'''
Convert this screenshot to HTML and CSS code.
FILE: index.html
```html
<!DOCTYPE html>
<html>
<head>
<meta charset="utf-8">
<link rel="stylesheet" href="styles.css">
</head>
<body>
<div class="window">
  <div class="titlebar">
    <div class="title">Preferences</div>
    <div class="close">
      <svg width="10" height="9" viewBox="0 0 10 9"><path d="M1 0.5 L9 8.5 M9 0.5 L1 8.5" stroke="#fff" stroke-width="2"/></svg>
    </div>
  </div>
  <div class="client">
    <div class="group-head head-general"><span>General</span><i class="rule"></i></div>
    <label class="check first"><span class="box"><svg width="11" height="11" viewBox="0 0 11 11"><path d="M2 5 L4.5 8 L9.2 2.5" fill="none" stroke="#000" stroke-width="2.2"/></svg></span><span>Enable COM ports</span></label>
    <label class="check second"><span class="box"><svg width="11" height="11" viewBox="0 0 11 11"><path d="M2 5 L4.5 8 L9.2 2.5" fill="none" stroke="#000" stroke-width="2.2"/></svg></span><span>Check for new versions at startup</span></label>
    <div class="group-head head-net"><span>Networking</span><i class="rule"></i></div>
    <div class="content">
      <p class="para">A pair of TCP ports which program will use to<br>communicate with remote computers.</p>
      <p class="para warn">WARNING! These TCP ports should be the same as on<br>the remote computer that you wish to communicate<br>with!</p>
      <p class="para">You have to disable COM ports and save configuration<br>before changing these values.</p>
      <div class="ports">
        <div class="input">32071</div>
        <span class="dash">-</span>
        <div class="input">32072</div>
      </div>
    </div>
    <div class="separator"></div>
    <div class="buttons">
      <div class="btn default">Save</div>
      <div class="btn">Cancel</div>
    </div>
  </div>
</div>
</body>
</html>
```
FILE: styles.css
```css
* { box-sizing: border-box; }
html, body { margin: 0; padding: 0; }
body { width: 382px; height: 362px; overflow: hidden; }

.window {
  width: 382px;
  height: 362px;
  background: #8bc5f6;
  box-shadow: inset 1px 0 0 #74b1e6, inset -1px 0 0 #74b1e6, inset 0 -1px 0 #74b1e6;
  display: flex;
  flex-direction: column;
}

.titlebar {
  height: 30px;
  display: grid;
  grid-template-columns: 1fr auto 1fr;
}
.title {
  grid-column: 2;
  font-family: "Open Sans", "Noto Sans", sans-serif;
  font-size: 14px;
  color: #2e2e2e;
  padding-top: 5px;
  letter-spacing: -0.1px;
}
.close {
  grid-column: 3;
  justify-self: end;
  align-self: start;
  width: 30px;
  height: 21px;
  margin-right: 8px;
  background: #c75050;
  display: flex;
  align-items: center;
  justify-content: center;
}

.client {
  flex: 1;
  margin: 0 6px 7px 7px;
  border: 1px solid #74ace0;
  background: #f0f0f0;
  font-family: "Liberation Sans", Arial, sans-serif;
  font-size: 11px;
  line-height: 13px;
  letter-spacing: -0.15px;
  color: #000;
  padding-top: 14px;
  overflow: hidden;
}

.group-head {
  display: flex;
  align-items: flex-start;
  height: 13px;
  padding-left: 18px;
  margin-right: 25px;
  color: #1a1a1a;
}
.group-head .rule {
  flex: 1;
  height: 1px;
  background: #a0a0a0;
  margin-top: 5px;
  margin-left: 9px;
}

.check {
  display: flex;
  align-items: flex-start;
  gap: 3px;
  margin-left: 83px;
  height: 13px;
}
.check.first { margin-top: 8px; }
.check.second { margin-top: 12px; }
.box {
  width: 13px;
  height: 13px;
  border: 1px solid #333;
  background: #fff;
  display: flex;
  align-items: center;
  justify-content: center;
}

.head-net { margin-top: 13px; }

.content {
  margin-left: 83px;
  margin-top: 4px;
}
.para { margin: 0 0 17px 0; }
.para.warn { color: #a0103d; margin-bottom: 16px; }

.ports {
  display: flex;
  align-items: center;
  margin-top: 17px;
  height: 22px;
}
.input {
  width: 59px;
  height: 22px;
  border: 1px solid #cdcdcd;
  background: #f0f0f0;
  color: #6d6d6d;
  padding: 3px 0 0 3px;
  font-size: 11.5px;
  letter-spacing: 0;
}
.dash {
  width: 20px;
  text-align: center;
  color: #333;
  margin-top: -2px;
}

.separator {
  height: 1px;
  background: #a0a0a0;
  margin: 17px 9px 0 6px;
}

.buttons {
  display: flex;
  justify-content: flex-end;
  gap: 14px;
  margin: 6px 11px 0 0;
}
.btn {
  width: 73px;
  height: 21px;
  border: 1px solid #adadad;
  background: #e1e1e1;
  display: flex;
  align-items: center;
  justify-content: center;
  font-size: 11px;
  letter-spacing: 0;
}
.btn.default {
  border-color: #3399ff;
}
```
'''
'''
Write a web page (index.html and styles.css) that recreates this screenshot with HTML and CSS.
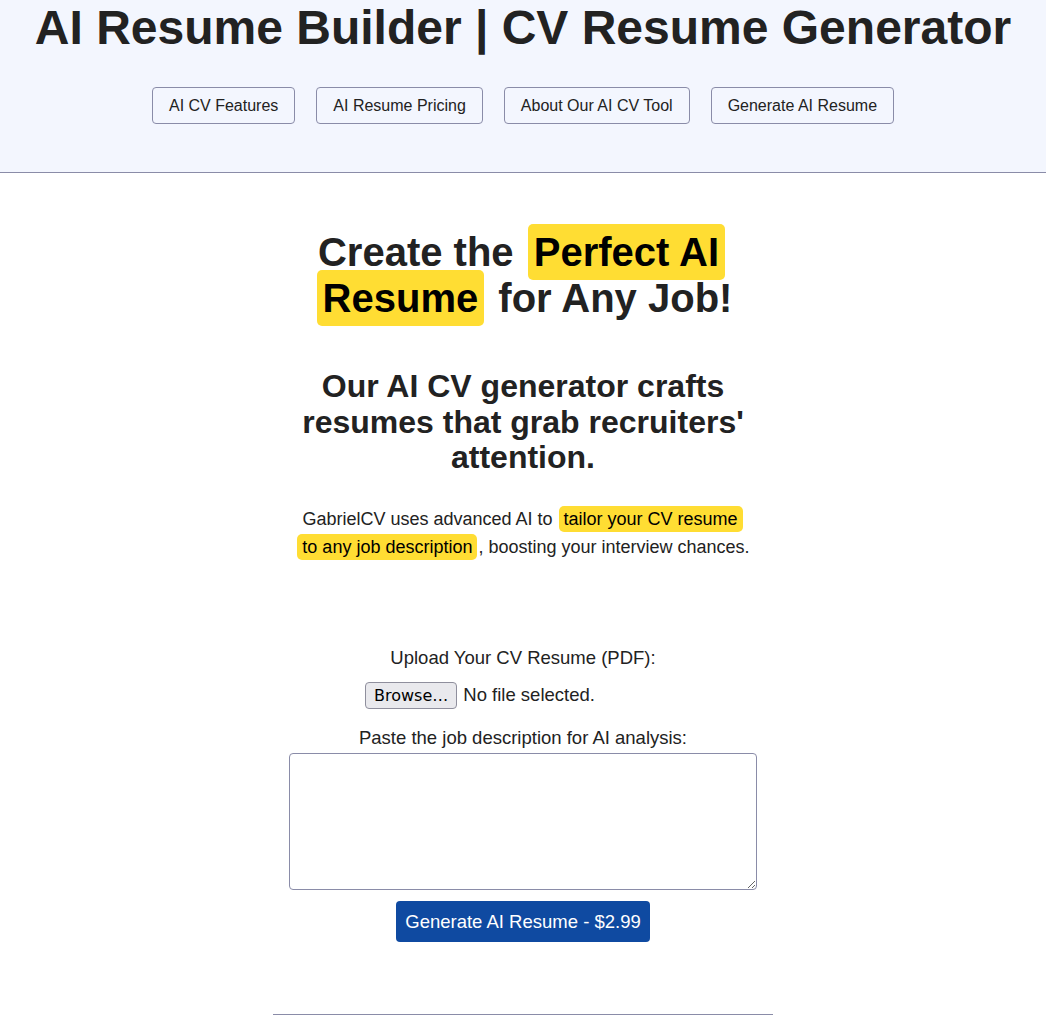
'''
'''
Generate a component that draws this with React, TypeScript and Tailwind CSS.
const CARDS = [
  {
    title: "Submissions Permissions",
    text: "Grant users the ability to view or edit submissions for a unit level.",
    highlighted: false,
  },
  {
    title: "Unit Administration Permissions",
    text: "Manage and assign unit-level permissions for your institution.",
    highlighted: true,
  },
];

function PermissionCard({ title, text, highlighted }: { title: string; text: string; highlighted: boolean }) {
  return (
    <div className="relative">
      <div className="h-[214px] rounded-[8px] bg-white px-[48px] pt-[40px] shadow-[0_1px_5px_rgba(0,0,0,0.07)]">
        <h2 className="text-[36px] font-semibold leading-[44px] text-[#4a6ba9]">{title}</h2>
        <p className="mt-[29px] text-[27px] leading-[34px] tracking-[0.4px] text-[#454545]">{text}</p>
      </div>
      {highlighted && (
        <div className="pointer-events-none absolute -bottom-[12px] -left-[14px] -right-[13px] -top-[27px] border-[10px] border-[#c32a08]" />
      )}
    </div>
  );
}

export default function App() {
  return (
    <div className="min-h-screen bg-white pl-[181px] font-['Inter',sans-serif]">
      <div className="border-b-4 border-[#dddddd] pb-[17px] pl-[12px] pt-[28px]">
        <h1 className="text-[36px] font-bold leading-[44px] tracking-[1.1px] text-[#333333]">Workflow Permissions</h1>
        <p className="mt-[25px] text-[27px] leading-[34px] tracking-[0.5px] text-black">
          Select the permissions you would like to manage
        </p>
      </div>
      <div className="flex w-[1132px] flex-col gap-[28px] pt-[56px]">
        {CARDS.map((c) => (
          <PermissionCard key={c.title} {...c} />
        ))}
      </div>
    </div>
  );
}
'''
→ WHAT YOU NEED TO DO:
Check each line of these records for the string "with" and state only how many lines have it.

→ TASK RESPONSE:
4